──────── Rows

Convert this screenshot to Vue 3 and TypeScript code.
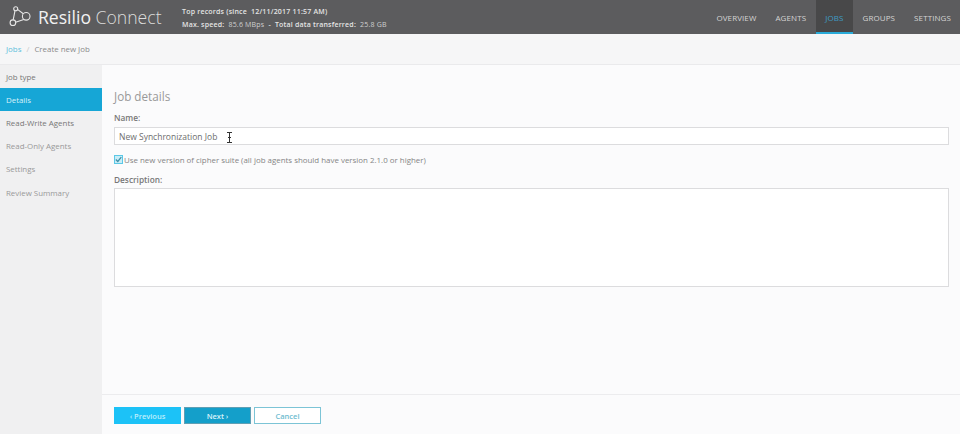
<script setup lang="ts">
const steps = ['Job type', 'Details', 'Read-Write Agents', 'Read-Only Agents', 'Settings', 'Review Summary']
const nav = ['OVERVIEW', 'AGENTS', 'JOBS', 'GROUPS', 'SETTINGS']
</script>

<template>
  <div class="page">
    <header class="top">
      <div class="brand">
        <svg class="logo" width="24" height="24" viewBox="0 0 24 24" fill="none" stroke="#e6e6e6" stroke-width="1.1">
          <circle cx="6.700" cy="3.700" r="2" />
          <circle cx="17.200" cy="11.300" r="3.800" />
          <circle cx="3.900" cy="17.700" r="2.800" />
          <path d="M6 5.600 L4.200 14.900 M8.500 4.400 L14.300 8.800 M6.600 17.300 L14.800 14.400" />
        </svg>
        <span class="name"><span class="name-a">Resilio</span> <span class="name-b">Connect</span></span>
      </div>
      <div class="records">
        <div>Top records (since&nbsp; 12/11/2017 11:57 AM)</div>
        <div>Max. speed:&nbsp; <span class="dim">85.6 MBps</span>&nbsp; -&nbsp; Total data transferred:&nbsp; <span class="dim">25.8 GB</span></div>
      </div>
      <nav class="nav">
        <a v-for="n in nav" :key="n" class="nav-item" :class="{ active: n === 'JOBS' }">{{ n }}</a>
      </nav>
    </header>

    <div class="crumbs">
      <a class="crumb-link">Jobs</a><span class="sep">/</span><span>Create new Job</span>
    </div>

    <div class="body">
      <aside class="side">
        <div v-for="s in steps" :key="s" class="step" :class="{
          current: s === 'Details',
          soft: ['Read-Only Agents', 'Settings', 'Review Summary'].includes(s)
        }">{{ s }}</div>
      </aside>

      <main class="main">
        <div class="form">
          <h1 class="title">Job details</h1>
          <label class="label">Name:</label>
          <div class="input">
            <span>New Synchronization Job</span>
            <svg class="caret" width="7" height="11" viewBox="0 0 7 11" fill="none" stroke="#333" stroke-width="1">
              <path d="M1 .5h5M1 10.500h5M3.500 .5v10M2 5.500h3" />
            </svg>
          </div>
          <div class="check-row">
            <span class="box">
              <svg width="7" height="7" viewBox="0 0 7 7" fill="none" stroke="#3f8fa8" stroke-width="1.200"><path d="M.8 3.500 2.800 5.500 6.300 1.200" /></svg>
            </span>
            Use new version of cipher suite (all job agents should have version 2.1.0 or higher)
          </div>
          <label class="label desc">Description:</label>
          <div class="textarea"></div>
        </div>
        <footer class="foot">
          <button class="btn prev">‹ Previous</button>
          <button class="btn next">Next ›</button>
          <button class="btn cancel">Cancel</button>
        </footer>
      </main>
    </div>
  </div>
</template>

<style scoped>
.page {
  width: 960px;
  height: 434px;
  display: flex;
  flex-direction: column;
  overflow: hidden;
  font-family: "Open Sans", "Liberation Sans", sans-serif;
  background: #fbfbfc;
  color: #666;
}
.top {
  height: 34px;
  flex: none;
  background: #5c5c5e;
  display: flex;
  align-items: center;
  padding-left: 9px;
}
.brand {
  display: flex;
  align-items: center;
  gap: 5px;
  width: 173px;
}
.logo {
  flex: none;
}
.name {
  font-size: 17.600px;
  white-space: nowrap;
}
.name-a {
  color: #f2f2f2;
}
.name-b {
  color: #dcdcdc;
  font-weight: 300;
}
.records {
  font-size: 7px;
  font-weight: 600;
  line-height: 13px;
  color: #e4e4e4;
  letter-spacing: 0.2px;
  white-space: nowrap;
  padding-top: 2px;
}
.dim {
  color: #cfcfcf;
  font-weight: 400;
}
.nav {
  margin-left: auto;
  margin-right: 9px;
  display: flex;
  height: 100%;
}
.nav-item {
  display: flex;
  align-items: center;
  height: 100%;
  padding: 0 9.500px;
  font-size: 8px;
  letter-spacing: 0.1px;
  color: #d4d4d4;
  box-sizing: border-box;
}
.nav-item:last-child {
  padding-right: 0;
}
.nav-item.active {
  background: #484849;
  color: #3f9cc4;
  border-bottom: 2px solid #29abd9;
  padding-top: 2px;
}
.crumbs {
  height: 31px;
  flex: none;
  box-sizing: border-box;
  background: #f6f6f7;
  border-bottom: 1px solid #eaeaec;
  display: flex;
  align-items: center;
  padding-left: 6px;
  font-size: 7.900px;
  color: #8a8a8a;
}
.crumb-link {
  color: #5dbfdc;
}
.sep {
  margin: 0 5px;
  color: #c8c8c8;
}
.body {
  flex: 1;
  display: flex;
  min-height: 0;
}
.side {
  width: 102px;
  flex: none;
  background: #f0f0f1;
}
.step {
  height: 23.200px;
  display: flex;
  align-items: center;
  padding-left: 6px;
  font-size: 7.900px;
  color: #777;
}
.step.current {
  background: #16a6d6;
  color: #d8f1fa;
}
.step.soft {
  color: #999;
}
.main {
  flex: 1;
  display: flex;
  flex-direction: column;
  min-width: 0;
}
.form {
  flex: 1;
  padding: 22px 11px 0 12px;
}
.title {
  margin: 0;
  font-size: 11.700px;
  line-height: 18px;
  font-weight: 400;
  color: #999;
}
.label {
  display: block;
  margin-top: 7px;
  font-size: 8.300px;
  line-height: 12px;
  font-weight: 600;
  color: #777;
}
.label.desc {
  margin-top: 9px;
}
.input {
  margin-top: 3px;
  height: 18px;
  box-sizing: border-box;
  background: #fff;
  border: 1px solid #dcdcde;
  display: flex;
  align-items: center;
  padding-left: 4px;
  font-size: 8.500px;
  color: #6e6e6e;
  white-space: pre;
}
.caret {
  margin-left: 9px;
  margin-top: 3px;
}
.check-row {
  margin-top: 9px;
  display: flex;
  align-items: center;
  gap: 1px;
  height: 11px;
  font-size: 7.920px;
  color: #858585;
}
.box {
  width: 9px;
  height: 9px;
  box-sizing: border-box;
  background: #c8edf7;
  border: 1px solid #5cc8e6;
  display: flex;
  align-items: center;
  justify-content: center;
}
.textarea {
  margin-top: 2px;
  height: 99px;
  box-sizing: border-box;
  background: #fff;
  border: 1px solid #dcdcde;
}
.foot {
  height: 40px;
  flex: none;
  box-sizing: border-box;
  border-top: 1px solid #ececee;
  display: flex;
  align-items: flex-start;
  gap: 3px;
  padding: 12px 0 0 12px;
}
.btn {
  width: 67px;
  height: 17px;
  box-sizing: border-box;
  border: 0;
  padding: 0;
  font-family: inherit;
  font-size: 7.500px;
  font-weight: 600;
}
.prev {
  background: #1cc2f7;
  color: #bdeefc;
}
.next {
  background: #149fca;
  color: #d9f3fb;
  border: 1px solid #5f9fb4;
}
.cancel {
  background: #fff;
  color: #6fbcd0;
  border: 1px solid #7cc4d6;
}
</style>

────────────────
──────── Rows

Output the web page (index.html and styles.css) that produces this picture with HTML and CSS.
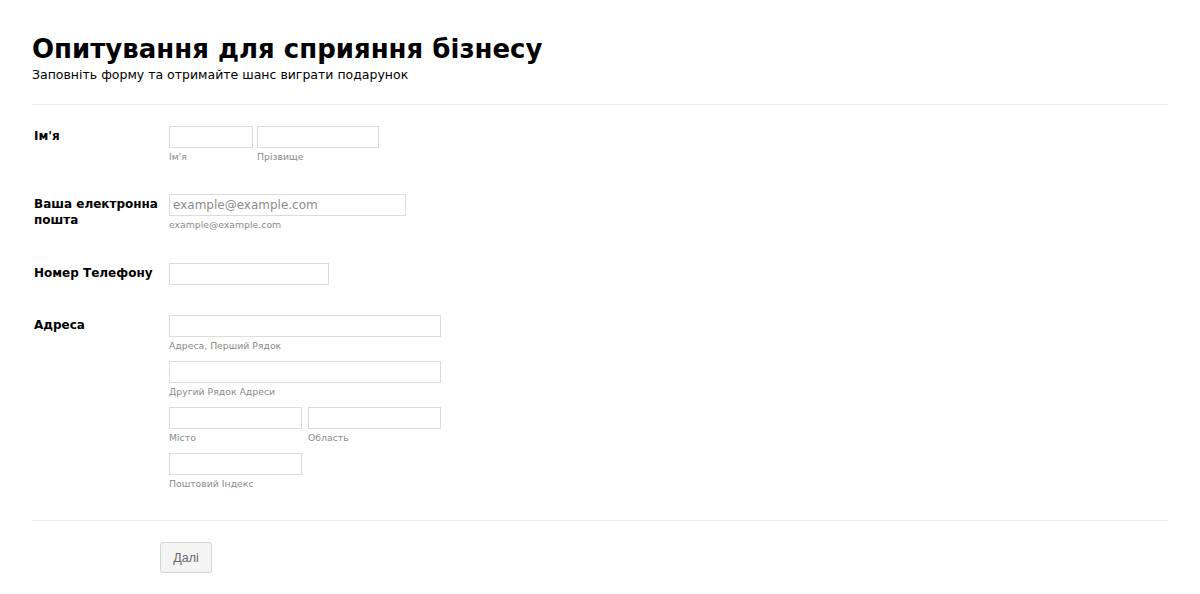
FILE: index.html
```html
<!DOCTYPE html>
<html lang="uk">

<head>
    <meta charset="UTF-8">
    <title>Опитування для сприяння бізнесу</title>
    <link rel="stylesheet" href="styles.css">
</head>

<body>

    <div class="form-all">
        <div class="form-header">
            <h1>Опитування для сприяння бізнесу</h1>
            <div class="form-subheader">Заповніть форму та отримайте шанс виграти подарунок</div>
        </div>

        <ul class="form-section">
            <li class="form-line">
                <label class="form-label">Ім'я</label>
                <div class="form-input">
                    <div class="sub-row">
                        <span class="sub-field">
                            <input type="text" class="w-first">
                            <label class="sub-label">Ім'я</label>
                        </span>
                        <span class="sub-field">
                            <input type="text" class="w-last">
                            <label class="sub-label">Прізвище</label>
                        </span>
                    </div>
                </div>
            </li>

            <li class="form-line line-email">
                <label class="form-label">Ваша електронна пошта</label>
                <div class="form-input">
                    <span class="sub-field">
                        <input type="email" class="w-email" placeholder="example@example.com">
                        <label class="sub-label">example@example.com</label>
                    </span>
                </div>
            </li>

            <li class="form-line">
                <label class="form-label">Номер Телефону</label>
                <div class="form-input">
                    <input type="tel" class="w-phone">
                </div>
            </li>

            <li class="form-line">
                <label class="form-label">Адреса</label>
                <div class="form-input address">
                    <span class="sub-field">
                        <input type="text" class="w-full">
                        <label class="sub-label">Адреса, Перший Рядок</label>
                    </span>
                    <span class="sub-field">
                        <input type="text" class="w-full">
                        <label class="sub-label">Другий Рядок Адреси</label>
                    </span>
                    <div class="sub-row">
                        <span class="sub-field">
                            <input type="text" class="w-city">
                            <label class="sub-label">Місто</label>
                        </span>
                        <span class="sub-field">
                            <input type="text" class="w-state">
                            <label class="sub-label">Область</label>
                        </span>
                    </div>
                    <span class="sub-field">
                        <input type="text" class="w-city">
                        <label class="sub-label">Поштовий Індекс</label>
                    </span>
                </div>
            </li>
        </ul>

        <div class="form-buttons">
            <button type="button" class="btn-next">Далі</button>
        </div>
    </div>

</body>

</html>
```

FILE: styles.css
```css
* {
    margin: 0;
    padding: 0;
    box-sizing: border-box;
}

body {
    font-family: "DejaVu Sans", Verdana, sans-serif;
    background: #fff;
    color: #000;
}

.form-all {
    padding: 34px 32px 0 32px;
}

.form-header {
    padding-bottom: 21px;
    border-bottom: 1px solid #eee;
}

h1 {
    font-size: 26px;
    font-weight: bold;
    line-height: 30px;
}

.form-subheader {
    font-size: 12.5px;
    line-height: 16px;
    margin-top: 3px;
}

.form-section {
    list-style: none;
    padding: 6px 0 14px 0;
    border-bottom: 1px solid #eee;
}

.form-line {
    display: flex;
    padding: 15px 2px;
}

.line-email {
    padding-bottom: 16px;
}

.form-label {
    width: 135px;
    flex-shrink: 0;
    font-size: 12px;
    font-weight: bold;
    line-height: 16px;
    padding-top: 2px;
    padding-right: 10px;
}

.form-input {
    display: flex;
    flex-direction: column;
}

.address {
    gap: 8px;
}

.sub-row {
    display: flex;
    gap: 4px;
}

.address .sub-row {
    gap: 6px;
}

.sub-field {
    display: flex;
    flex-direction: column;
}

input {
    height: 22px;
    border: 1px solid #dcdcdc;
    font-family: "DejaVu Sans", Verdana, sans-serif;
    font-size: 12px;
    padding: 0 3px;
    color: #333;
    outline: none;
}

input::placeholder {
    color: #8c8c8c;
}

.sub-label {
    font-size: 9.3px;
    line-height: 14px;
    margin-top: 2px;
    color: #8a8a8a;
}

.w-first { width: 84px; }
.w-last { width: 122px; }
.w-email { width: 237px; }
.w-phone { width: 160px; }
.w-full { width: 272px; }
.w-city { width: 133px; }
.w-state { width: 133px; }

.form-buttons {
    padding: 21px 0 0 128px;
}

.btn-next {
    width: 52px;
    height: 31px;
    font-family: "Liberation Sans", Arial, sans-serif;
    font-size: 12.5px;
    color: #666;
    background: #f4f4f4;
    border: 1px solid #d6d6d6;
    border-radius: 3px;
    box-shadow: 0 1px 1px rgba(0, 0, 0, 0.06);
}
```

────────────────

Where a line in the entries holds "page", copy that line.

Written answer:
  <div class="page">
.page {
Output the web page (index.html and styles.css) that produces this picture with HTML and CSS.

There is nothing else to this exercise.